I am having trouble trying to understand the Solution (question is also linked here). The solution states that $GCD(1056, 1760) = 352$ implies that $f(x)=f(352+x)$. However we also know that $GCD(398, 2158)=2$. Wouldn't by the same logic this imply that $f(x)=f(2+x)$? It would be nice if someone can rewrite the solution or explain thoroughly . The image is from https://artofproblemsolving.com/wiki/index.php/2000_AIME_I_Problems/Problem_12

Answer 1

$f(x)=f(1056+x)$ means that $f$ is a periodic function with period dividing $1056$.
Similarly, $f(x)=f(1760+x)$ implies that the period divides $1760$.

On the other hand, $f(x)=f(398-x)$ means that $f$ is a function symmetric with respect to the vertical axis $x=199$.

The subtle difference between the plus/minus sign in the parentheses leads to the difference between periodic function and 'symmetric' function, which are different in nature. So, the similar argument does not hold for the $\gcd(398, 2158)=2$.

Answer 2

Thanks for the cool question.

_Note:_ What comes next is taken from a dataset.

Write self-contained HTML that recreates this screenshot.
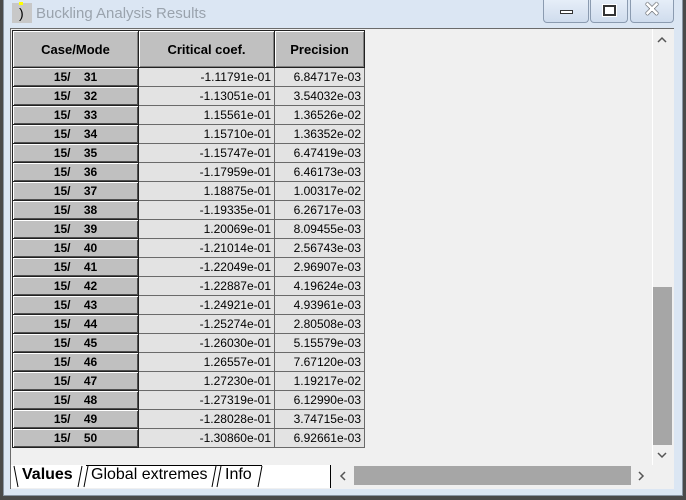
<!DOCTYPE html>
<html><head><style>
*{margin:0;padding:0;box-sizing:border-box}
body{width:686px;height:500px;position:relative;overflow:hidden;background:#4a4a4a;font-family:"Liberation Sans",Arial,sans-serif}
.a{position:absolute}
.frame{left:3px;top:0;width:680px;height:496px;background:#dbe6f3;border:1px solid #8a96a4;border-top:none}
.client{left:10px;top:28px;width:664px;height:461px;background:#f0f0f0;border-top:1px solid #6b6b6b;border-left:1px solid #6b6b6b}
.btn{top:0;height:23px;border:1px solid #8b9bb0;border-top:none;border-radius:0 0 4px 4px;background:linear-gradient(#e6eef8,#cfdced)}
table{position:absolute;left:12px;top:30px;border-collapse:collapse;font-size:12px}
td{height:19px;border:1px solid #6a6a6a;padding:0 3px;font-family:"Liberation Sans",Arial,sans-serif}
th{height:37px;background:#c0c0c0;border:1px solid #222;box-shadow:inset 1px 1px #fff,inset -1px -1px #808080;font-size:13px;font-weight:bold}
td.c{background:#c0c0c0;font-weight:bold;text-align:center;box-shadow:inset 1px 1px #fff,inset -1px -1px #505050;border-color:#222;font-size:12px}
td.v{background:#e3e3e3;text-align:right;font-size:12px}
</style></head><body>
<div class="a frame"></div>
<div class="a" style="left:12px;top:3px;width:20px;height:20px;background:#c8c8c8"></div>
<div class="a" style="left:19px;top:5px;font-size:14px;color:#000">)</div>
<div class="a" style="left:19px;top:2px;width:4px;height:3px;background:#ff0"></div>
<div class="a" style="left:36px;top:5px;font-size:15px;color:#9aa3ad">Buckling Analysis Results</div>
<div class="a btn" style="left:543px;width:46px"><div class="a" style="left:16px;top:10px;width:13px;height:4px;border:1px solid #333;background:#fff"></div></div>
<div class="a btn" style="left:590px;width:38px"><div class="a" style="left:12px;top:5px;width:13px;height:11px;border:2px solid #333;background:#fff;box-shadow:0 0 0 1px #fff"></div></div>
<div class="a btn" style="left:630px;width:44px;font-size:20px;font-weight:bold;color:#fff;text-align:center;line-height:20px;text-shadow:0 0 1px #222,0 0 1px #222,0 0 1px #222">✕</div>
<div class="a client"></div>
<table>
<tr><th style="width:126px">Case/Mode</th><th style="width:136px">Critical coef.</th><th style="width:90px">Precision</th></tr>
<tr><td class="c">15/&nbsp;&nbsp;&nbsp;&nbsp;31</td><td class="v">-1.11791e-01</td><td class="v">6.84717e-03</td></tr>
<tr><td class="c">15/&nbsp;&nbsp;&nbsp;&nbsp;32</td><td class="v">-1.13051e-01</td><td class="v">3.54032e-03</td></tr>
<tr><td class="c">15/&nbsp;&nbsp;&nbsp;&nbsp;33</td><td class="v">1.15561e-01</td><td class="v">1.36526e-02</td></tr>
<tr><td class="c">15/&nbsp;&nbsp;&nbsp;&nbsp;34</td><td class="v">1.15710e-01</td><td class="v">1.36352e-02</td></tr>
<tr><td class="c">15/&nbsp;&nbsp;&nbsp;&nbsp;35</td><td class="v">-1.15747e-01</td><td class="v">6.47419e-03</td></tr>
<tr><td class="c">15/&nbsp;&nbsp;&nbsp;&nbsp;36</td><td class="v">-1.17959e-01</td><td class="v">6.46173e-03</td></tr>
<tr><td class="c">15/&nbsp;&nbsp;&nbsp;&nbsp;37</td><td class="v">1.18875e-01</td><td class="v">1.00317e-02</td></tr>
<tr><td class="c">15/&nbsp;&nbsp;&nbsp;&nbsp;38</td><td class="v">-1.19335e-01</td><td class="v">6.26717e-03</td></tr>
<tr><td class="c">15/&nbsp;&nbsp;&nbsp;&nbsp;39</td><td class="v">1.20069e-01</td><td class="v">8.09455e-03</td></tr>
<tr><td class="c">15/&nbsp;&nbsp;&nbsp;&nbsp;40</td><td class="v">-1.21014e-01</td><td class="v">2.56743e-03</td></tr>
<tr><td class="c">15/&nbsp;&nbsp;&nbsp;&nbsp;41</td><td class="v">-1.22049e-01</td><td class="v">2.96907e-03</td></tr>
<tr><td class="c">15/&nbsp;&nbsp;&nbsp;&nbsp;42</td><td class="v">-1.22887e-01</td><td class="v">4.19624e-03</td></tr>
<tr><td class="c">15/&nbsp;&nbsp;&nbsp;&nbsp;43</td><td class="v">-1.24921e-01</td><td class="v">4.93961e-03</td></tr>
<tr><td class="c">15/&nbsp;&nbsp;&nbsp;&nbsp;44</td><td class="v">-1.25274e-01</td><td class="v">2.80508e-03</td></tr>
<tr><td class="c">15/&nbsp;&nbsp;&nbsp;&nbsp;45</td><td class="v">-1.26030e-01</td><td class="v">5.15579e-03</td></tr>
<tr><td class="c">15/&nbsp;&nbsp;&nbsp;&nbsp;46</td><td class="v">1.26557e-01</td><td class="v">7.67120e-03</td></tr>
<tr><td class="c">15/&nbsp;&nbsp;&nbsp;&nbsp;47</td><td class="v">1.27230e-01</td><td class="v">1.19217e-02</td></tr>
<tr><td class="c">15/&nbsp;&nbsp;&nbsp;&nbsp;48</td><td class="v">-1.27319e-01</td><td class="v">6.12990e-03</td></tr>
<tr><td class="c">15/&nbsp;&nbsp;&nbsp;&nbsp;49</td><td class="v">-1.28028e-01</td><td class="v">3.74715e-03</td></tr>
<tr><td class="c">15/&nbsp;&nbsp;&nbsp;&nbsp;50</td><td class="v">-1.30860e-01</td><td class="v">6.92661e-03</td></tr>
</table>
<!-- vertical scrollbar -->
<div class="a" style="left:652px;top:29px;width:21px;height:436px;background:#f0f0f0;border-left:1px solid #fff"></div>
<svg class="a" style="left:656px;top:36px" width="12" height="8"><path d="M2 6 L6 2 L10 6" stroke="#555" stroke-width="1.5" fill="none"/></svg>
<div class="a" style="left:653px;top:287px;width:19px;height:158px;background:#a6a6a6"></div>
<svg class="a" style="left:656px;top:451px" width="12" height="8"><path d="M2 2 L6 6 L10 2" stroke="#555" stroke-width="1.5" fill="none"/></svg>
<!-- tabs -->
<div class="a" style="left:11px;top:465px;width:320px;height:23px;background:#fff;border-right:1px solid #000"></div>
<svg class="a" style="left:11px;top:464px" width="260" height="24">
<path d="M3 2 L7 23 M71 2 L67 23 M77 2 L73 23 M205 2 L201 23 M210 2 L206 23 M251 2 L247 23 M75 1.5 L251 1.5" stroke="#000" fill="none"/>
</svg>
<div class="a" style="left:22px;top:466px;font-size:16px;font-weight:bold">Values</div>
<div class="a" style="left:91px;top:466px;font-size:16px">Global extremes</div>
<div class="a" style="left:225px;top:466px;font-size:16px">Info</div>
<!-- horizontal scrollbar -->
<div class="a" style="left:332px;top:465px;width:320px;height:23px;background:#f0f0f0"></div>
<svg class="a" style="left:338px;top:470px" width="10" height="12"><path d="M7 2 L3 6 L7 10" stroke="#555" stroke-width="1.5" fill="none"/></svg>
<div class="a" style="left:354px;top:466px;width:277px;height:19px;background:#a6a6a6"></div>
<svg class="a" style="left:636px;top:470px" width="10" height="12"><path d="M3 2 L7 6 L3 10" stroke="#555" stroke-width="1.5" fill="none"/></svg>
</body></html>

I think you’re confused about what exactly implies $f(x) = f(352+x)$.

This is implied by $f(x) = f(1056+x)$ from the first line of their solution, together with $f(x) = f(1760+x)$ from the second line.

Notice, however, to derive those expressions, you needed to “use” the given equation twice.

The same-logic derivation using 398 and 3214 would not be what you said; it would be $f(x)=f(2816+x)$, and $2816$ is a multiple of $352$, so this is redundant, given we already know period $\le$ 352.